— Begin DATA —

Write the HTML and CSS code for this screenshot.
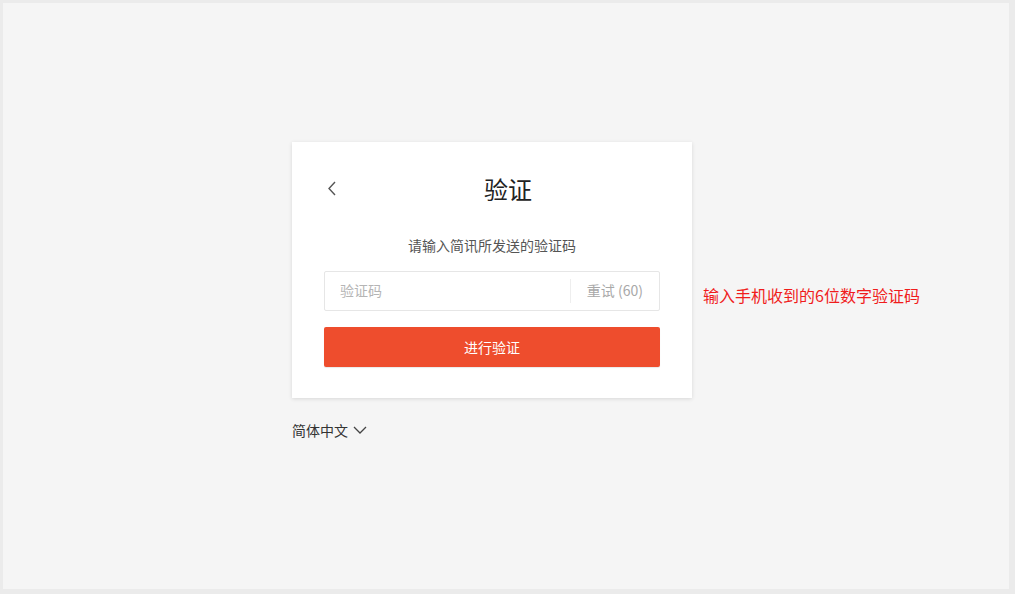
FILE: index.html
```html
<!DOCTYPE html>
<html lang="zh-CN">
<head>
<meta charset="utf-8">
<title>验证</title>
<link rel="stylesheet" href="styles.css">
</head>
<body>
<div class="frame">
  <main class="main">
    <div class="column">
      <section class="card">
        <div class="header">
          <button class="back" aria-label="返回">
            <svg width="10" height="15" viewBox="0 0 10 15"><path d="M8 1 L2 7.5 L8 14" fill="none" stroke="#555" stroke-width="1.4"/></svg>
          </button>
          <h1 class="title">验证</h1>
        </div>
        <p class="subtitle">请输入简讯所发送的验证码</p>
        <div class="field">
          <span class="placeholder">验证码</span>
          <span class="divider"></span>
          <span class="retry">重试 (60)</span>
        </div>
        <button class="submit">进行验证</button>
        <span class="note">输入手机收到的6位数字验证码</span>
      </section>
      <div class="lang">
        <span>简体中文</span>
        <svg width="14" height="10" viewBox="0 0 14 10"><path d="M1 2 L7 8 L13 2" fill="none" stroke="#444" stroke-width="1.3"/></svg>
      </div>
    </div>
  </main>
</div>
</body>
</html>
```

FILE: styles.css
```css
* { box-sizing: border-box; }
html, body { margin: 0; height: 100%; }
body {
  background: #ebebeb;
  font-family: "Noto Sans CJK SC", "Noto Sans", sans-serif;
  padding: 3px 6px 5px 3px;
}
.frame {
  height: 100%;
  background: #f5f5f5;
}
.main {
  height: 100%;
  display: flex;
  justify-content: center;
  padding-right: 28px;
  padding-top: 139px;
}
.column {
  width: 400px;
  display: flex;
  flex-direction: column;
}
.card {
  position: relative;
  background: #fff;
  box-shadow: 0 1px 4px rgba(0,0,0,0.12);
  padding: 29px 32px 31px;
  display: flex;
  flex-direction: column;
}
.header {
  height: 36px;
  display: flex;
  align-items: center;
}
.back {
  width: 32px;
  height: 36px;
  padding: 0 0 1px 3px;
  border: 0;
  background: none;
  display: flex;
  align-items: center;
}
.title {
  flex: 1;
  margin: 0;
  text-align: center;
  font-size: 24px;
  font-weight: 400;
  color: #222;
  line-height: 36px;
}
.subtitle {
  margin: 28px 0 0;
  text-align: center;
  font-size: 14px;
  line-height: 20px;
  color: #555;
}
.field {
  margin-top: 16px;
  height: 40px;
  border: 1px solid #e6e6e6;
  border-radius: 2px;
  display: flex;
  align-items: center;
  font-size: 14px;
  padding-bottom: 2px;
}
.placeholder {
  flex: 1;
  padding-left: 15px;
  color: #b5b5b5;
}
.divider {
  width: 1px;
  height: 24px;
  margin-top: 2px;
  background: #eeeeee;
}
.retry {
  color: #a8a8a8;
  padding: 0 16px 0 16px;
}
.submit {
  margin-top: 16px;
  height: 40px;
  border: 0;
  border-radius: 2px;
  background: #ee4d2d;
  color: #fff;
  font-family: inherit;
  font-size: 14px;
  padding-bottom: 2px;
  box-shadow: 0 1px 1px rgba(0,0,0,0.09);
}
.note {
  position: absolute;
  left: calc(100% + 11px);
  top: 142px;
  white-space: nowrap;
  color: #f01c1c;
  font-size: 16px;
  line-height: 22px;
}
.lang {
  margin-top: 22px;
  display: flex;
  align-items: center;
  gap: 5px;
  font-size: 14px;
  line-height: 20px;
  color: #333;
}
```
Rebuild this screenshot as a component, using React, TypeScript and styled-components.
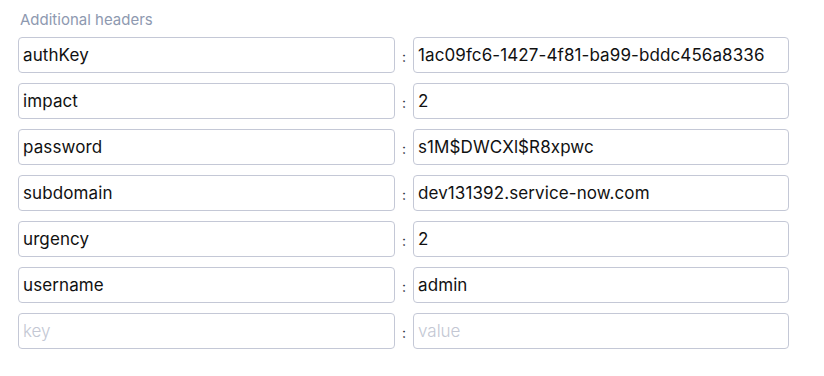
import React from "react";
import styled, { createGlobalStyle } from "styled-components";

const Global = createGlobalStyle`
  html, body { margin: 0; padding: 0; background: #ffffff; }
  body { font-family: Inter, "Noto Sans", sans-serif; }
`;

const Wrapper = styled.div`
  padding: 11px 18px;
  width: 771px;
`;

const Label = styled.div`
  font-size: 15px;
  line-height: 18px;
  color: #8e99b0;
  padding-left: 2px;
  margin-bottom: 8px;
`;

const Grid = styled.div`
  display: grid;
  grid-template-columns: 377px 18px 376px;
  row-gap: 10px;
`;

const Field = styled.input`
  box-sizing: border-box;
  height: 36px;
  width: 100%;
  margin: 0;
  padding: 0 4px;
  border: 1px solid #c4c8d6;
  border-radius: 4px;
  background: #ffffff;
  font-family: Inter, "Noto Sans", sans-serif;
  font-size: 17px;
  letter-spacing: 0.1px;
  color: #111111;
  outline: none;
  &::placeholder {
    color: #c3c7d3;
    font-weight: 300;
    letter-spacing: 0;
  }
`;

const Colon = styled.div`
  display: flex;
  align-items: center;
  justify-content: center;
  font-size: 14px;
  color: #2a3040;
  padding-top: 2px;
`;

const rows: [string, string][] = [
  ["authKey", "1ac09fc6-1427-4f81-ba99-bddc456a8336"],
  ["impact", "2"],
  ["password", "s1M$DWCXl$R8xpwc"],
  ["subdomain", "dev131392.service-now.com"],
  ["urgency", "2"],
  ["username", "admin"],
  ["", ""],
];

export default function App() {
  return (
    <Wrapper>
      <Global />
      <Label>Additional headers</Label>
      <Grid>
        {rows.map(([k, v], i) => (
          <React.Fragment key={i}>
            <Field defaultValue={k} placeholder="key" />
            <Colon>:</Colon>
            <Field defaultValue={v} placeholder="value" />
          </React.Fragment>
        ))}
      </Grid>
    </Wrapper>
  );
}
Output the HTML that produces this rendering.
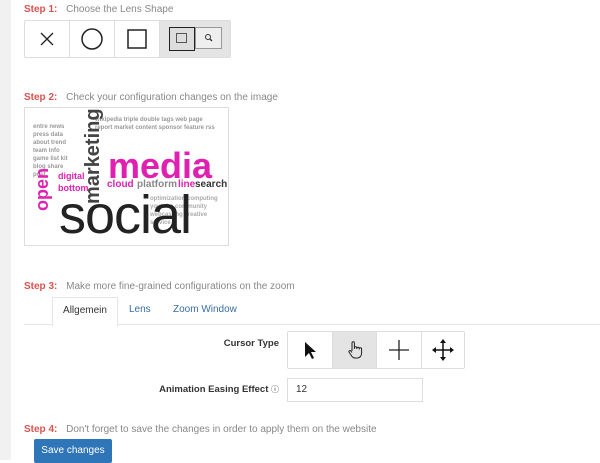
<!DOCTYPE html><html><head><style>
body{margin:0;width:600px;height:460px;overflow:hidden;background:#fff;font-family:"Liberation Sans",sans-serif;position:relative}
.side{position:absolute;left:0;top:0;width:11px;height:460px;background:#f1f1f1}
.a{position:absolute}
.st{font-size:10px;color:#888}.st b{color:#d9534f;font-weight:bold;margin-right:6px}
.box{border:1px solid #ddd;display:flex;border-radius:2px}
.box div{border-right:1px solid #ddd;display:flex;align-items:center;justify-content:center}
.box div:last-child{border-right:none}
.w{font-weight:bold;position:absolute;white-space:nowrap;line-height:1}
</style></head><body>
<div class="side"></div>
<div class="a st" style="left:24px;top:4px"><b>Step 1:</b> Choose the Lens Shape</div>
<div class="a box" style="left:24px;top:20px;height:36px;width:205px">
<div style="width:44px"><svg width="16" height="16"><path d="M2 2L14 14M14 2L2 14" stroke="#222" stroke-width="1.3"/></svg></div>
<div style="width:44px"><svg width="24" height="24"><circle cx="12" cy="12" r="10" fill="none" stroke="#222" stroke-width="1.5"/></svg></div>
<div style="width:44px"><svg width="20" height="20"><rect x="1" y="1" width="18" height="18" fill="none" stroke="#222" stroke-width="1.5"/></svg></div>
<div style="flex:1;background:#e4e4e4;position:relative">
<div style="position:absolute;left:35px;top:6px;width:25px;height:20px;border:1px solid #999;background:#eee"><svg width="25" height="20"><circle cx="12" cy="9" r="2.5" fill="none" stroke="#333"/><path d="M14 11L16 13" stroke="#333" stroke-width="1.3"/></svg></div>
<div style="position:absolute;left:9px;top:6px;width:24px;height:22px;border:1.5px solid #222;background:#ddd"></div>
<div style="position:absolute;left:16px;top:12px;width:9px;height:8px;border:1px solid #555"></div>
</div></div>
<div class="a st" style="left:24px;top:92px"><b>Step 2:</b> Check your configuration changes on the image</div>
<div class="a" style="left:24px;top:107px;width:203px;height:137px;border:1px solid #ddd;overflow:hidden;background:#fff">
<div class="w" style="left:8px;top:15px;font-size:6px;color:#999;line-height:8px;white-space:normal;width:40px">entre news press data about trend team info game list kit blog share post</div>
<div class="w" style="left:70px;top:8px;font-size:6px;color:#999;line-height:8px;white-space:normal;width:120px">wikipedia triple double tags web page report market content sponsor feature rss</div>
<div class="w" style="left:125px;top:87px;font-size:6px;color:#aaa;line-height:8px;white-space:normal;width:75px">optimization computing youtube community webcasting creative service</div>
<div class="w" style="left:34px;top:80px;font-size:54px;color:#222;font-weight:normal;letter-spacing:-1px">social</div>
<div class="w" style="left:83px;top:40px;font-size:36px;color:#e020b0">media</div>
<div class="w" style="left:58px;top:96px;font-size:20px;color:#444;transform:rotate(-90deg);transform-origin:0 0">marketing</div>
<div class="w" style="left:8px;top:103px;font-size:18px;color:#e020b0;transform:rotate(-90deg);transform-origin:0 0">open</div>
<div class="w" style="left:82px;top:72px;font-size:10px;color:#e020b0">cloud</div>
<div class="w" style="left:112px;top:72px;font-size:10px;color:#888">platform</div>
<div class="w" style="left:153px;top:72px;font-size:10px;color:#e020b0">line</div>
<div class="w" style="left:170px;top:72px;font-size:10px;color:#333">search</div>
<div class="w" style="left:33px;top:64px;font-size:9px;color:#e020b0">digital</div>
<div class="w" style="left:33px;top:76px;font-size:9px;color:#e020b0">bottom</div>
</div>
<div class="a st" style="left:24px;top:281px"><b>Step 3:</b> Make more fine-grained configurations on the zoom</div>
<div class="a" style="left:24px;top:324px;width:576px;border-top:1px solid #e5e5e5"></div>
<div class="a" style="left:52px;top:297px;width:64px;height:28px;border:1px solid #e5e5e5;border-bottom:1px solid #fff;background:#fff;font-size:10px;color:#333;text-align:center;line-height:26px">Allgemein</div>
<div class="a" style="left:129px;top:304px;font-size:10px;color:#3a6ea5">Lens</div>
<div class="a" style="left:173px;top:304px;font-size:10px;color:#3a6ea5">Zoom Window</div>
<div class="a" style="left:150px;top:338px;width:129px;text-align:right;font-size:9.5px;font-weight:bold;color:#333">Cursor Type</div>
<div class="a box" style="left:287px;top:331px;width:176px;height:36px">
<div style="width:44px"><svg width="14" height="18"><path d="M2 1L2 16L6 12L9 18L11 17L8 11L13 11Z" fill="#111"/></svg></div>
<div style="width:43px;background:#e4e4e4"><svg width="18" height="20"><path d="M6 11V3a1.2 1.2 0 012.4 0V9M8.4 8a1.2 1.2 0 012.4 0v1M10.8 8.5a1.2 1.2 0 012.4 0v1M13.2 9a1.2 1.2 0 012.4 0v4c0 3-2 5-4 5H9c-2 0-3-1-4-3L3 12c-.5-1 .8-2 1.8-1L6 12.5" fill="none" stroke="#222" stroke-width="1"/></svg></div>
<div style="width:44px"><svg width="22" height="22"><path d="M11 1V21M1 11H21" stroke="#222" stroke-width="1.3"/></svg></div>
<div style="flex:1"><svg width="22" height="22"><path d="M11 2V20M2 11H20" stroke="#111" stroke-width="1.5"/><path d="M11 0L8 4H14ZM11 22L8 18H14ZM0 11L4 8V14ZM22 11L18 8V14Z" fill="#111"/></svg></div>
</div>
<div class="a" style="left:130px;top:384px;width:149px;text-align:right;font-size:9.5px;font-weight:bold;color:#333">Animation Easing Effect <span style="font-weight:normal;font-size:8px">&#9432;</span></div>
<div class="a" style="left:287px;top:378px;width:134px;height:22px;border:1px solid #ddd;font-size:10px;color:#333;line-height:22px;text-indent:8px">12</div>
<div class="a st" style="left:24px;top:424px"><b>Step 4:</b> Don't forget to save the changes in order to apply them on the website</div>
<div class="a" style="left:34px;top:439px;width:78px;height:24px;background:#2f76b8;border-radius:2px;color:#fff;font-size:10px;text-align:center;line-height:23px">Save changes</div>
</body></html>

— End DATA —

◆ **WHAT YOU WILL DO**:
From the entries above, return each line with the word "screenshot" in it.

◆ **EXERCISE ANSWER**:
Write the HTML and CSS code for this screenshot.
Rebuild this screenshot as a component, using React, TypeScript and styled-components.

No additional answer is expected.